Husayn-‘Ali [later known as Baha’u’llah] was born November 12, 1817, at dawn when the birds begin their songs. He was born in the land of Persia, in the city of Tehran. According to the Muslim calendar used in Persia, the day of His birth was the second day of the month of Muharram in the year 1233 A.H. At that time, Fath-'Ali Shah ruled Persia, and King George III was King of England. James Monroe was President of the United States, which had only nineteen states, Abraham Lincoln was a boy of eight, living in Indiana, and Frederick Douglass was a baby, born into slavery in the state of Maryland.

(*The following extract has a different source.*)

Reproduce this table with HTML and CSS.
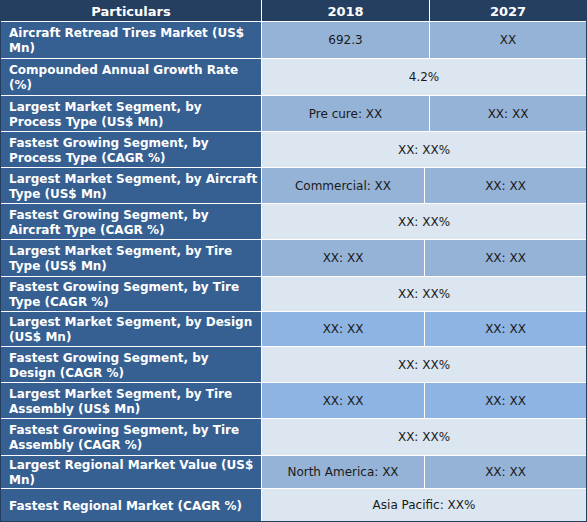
FILE: index.html
```html
<!DOCTYPE html>
<html lang="en">
<head>
    <meta charset="UTF-8">
    <meta name="viewport" content="width=device-width, initial-scale=1.0">
    <title>Aircraft Retread Tires Market - Report Scope</title>
    <link rel="stylesheet" href="styles.css">
</head>
<body>
    <div class="scope-table">
        <div class="row head wide">
            <div class="cell">Particulars</div>
            <div class="cell">2018</div>
            <div class="cell">2027</div>
        </div>

        <div class="row wide">
            <div class="cell label">Aircraft Retread Tires Market (US$ Mn)</div>
            <div class="cell value">692.3</div>
            <div class="cell value">XX</div>
        </div>
        <div class="row">
            <div class="cell label">Compounded Annual Growth Rate (%)</div>
            <div class="cell span">4.2%</div>
        </div>

        <div class="row wide">
            <div class="cell label">Largest Market Segment, by Process Type (US$ Mn)</div>
            <div class="cell value">Pre cure: XX</div>
            <div class="cell value">XX: XX</div>
        </div>
        <div class="row">
            <div class="cell label">Fastest Growing Segment, by Process Type (CAGR %)</div>
            <div class="cell span">XX: XX%</div>
        </div>

        <div class="row">
            <div class="cell label">Largest Market Segment, by Aircraft Type (US$ Mn)</div>
            <div class="cell value">Commercial: XX</div>
            <div class="cell value">XX: XX</div>
        </div>
        <div class="row">
            <div class="cell label">Fastest Growing Segment, by Aircraft Type (CAGR %)</div>
            <div class="cell span">XX: XX%</div>
        </div>

        <div class="row">
            <div class="cell label">Largest Market Segment, by Tire Type (US$ Mn)</div>
            <div class="cell value">XX: XX</div>
            <div class="cell value">XX: XX</div>
        </div>
        <div class="row">
            <div class="cell label">Fastest Growing Segment, by Tire Type (CAGR %)</div>
            <div class="cell span">XX: XX%</div>
        </div>

        <div class="row bright">
            <div class="cell label">Largest Market Segment, by Design (US$ Mn)</div>
            <div class="cell value">XX: XX</div>
            <div class="cell value">XX: XX</div>
        </div>
        <div class="row">
            <div class="cell label">Fastest Growing Segment, by Design (CAGR %)</div>
            <div class="cell span">XX: XX%</div>
        </div>

        <div class="row bright">
            <div class="cell label">Largest Market Segment, by Tire Assembly (US$ Mn)</div>
            <div class="cell value">XX: XX</div>
            <div class="cell value">XX: XX</div>
        </div>
        <div class="row">
            <div class="cell label">Fastest Growing Segment, by Tire Assembly (CAGR %)</div>
            <div class="cell span">XX: XX%</div>
        </div>

        <div class="row">
            <div class="cell label">Largest Regional Market Value (US$ Mn)</div>
            <div class="cell value">North America: XX</div>
            <div class="cell value">XX: XX</div>
        </div>
        <div class="row">
            <div class="cell label">Fastest Regional Market (CAGR %)</div>
            <div class="cell span">Asia Pacific: XX%</div>
        </div>
    </div>
</body>
</html>
```

FILE: styles.css
```css
:root {
    --navy: #243f60;
    --blue: #366092;
    --mid: #95b3d7;
    --bright: #8db4e2;
    --light: #dce6f1;
    --ink: #1a1a1a;
}

* {
    margin: 0;
    padding: 0;
    box-sizing: border-box;
}

body {
    background: #fff;
    font-family: "DejaVu Sans", Verdana, sans-serif;
}

.scope-table {
    width: 587px;
    display: grid;
    grid-template-rows: 21px 36px 36px 35px 35px 35px 35px 36px 34px 34px 35px 35px 36px 32px 32px;
    row-gap: 1px;
    background: #fff;
    border-left: 1px solid var(--navy);
    border-right: 1px solid var(--navy);
    border-bottom: 1px solid var(--navy);
}

.row {
    display: grid;
    grid-template-columns: 260px 162px 1fr;
    column-gap: 1px;
}

.row.wide {
    grid-template-columns: 260px 167px 1fr;
}

.cell {
    display: flex;
    align-items: center;
    justify-content: center;
    text-align: center;
    padding-top: 1px;
    font-size: 12px;
    line-height: 15px;
    color: var(--ink);
    background: var(--mid);
}

.bright .cell {
    background: var(--bright);
}

.cell.label {
    justify-content: flex-start;
    text-align: left;
    padding: 2px 3px 0 8px;
    background: var(--blue);
    color: #fff;
    font-weight: bold;
    font-size: 12px;
}

.cell.span {
    grid-column: 2 / 4;
    background: var(--light);
}

.head .cell {
    background: var(--navy);
    color: #fff;
    font-weight: bold;
    font-size: 13px;
}
```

Husayn-‘Ali was the third-born child of the honorable Mirza ‘Abbas Buzurg, a vizier (minister of state) of the shah, and his noble wife Khadijih Khanum. Only later, when the time was right, would He take the title "Baha’u’llah," meaning in Arabic "the Glory of God."

Early on, His parents recognized that Husayn-'Ali was an unusual child. His mother often wondered how a baby could be so happy and content all the time. "This child never cries!" she would exclaim.

But what truly astonished them as they watched their young son grow was His extraordinary knowledge and wisdom. His simple education was no different from that given to other sons of the Persian nobility. Tutors came to His home to teach reading, writing, and Persian culture, just as they did for the other boys. Husayn-‘Ali learned to read the great Persian poets - 'Attar, Hafez, Rumi - as the other boys did, and to recite from the Koran, the holy book of Islam. He did not study science, for science was viewed with suspicion in nineteenth-century Persia, nor did He study philosophy or religion. Those were left to the mullas and mujtahids -- Muslim scholars who spent long years studying the teachings, laws, and traditions of Islam.

Yet Husayn-'Ali showed a lively interest in spiritual topics, and from His boyhood He displayed a profound understanding of spiritual truth. His understanding was innate and reached far beyond the knowledge of His teachers. Although Husayn-‘Ali was never arrogant or boastful about the knowledge that came so easily to Him, neither was it something He could hide.